I don't think that matters anymore. These newer oils adapt themselves well to pretty much everything. You'd just about have to use crappy, hacked up used rings to make them not seat.
That's probably what Boogers engine builder used! :lol:
 
That's probably what Boogers engine builder used! :lol:

No kiddin. I could be completely off base with that last statement, but I don't think so. We'd be seeing a LOT of cases where rings weren't seating and we don't. I know plenty of people who use nothing but synthetic from break in and after. We just don't see the problem.
 
Posting this on every Mopar board does not make the OP right.
FACT: You bought an engine that had been built long ago by someone else.
FACT: You obviously do not have the tools or skill to build an engine yourself so you had to rely on someone else to assess the quality of the build.
FACT: Rick admitted that he did not build the engine.
FACT: You did a poor job of inspecting a used engine.
FACT: The engine sat for years but you decided to paint it and run it anyway.
FACT: New engines get by with synthetic oil because they run tighter clearances for the piston, have thinner rings and have tighter ring gaps. Older style engines and synthetic oil is a crapshoot as to how well the rings will seat.
FACT: People that do not understand something often feel that they were "cheated" when something goes wrong.
FACT: Unless you saw the engine run, you do not know exactly how well it will run, no matter WHO built it.
This is a sad attempt on your part to cover your own mistake. YOU should have done a better job inspecting the engine.
 
No kiddin. I could be completely off base with that last statement, but I don't think so. We'd be seeing a LOT of cases where rings weren't seating and we don't. I know plenty of people who use nothing but synthetic from break in and after. We just don't see the problem.

I worked for Cadillac for 10 years and in 2003 we had a piston recall on the northstar and GM said do not hone the cyls, new pistons, rings, rod bearings & gaskets test drive it and it is done, not 1 was a oil burner all the cyls had all the crosshatch even at 100,000 miles and they used mobil 5000 oil only the Cadillac XLR got synthetic because it had adjustable cam timing.
 
Posting this on every Mopar board does not make the OP right.
FACT: You bought an engine that had been built long ago by someone else.
FACT: You obviously do not have the tools or skill to build an engine yourself so you had to rely on someone else to assess the quality of the build.
FACT: Rick admitted that he did not build the engine.
FACT: You did a poor job of inspecting a used engine.
FACT: The engine sat for years but you decided to paint it and run it anyway.
FACT: New engines get by with synthetic oil because they run tighter clearances for the piston, have thinner rings and have tighter ring gaps.
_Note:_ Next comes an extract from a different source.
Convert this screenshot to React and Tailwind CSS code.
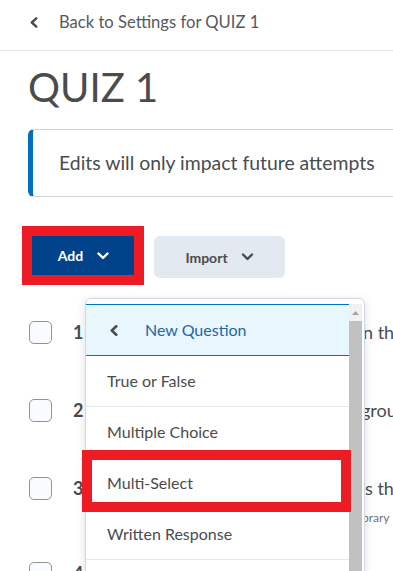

Older style engines and synthetic oil is a crapshoot as to how well the rings will seat.
FACT: People that do not understand something often feel that they were "cheated" when something goes wrong.
FACT: Unless you saw the engine run, you do not know exactly how well it will run, no matter WHO built it.
This is a sad attempt on your part to cover your own mistake. YOU should have done a better job inspecting the engine.

Yes you are right to a point, but if Rick said it's good and he guarantees it, than that is it, there is no argument. Rick should back up his word.
 
Did you tell Rick you would post his refusal to back up his promise on this forum?
 
We don't know what Rick said, we only know what the OP claims that he said. To just instantly accept the word of a guy that airs his problems all over every Mopar board without hearing the other side is neither fair nor sensible.
 
Says who? What oil do the new Corvettes come with? The Hellcats? I can keep going. They were NOT broken in on carbon based oil. That's a big myth. Engines will break in just fine on synthetic and if Rick refuses some warranty because of that then he's wrong. He'll be wrong for any reason.

We didn't use any special oil on the engine line that I worked on... We used regular engine oil that was OEM recommended for the engine for all assembly from crank and main bearings, rod bearings, and cylinders before shooting the pistons...

We also ran the engines dry on a "cold test" dyno which filled the oil checked the oil signature pattern, and could catch a non-drilled oil squirt hole and tell you exactly what cylinder it was on... Cold test also gave valve timing events for valves opening and closing... This info was saved and archived using the bar code from the valve cover label...

So there was no special oil used for break in, and every engine had the oil system primed before shipping to the assembly plant...
 
Posting this on every Mopar board does not make the OP right.
FACT: You bought an engine that had been built long ago by someone else.
FACT: You obviously do not have the tools or skill to build an engine yourself so you had to rely on someone else to assess the quality of the build.
FACT: Rick admitted that he did not build the engine.
FACT: You did a poor job of inspecting a used engine.
FACT: The engine sat for years but you decided to paint it and run it anyway.
FACT: New engines get by with synthetic oil because they run tighter clearances for the piston, have thinner rings and have tighter ring gaps. Older style engines and synthetic oil is a crapshoot as to how well the rings will seat.
FACT: People that do not understand something often feel that they were "cheated" when something goes wrong.
FACT: Unless you saw the engine run, you do not know exactly how well it will run, no matter WHO built it.
This is a sad attempt on your part to cover your own mistake. YOU should have done a better job inspecting the engine.

You're presuming an awful lot here about a situation you really don't know anything about........perhaps we all are. Maybe Rick will come over and chime in. I would "like" to think he's a stand up guy.
 
People will tell you ANYTHING to make a sale. At least the ones with out credibility. I've said it here many times, buy whatever you can verify with your own two eyes and pay accordingly.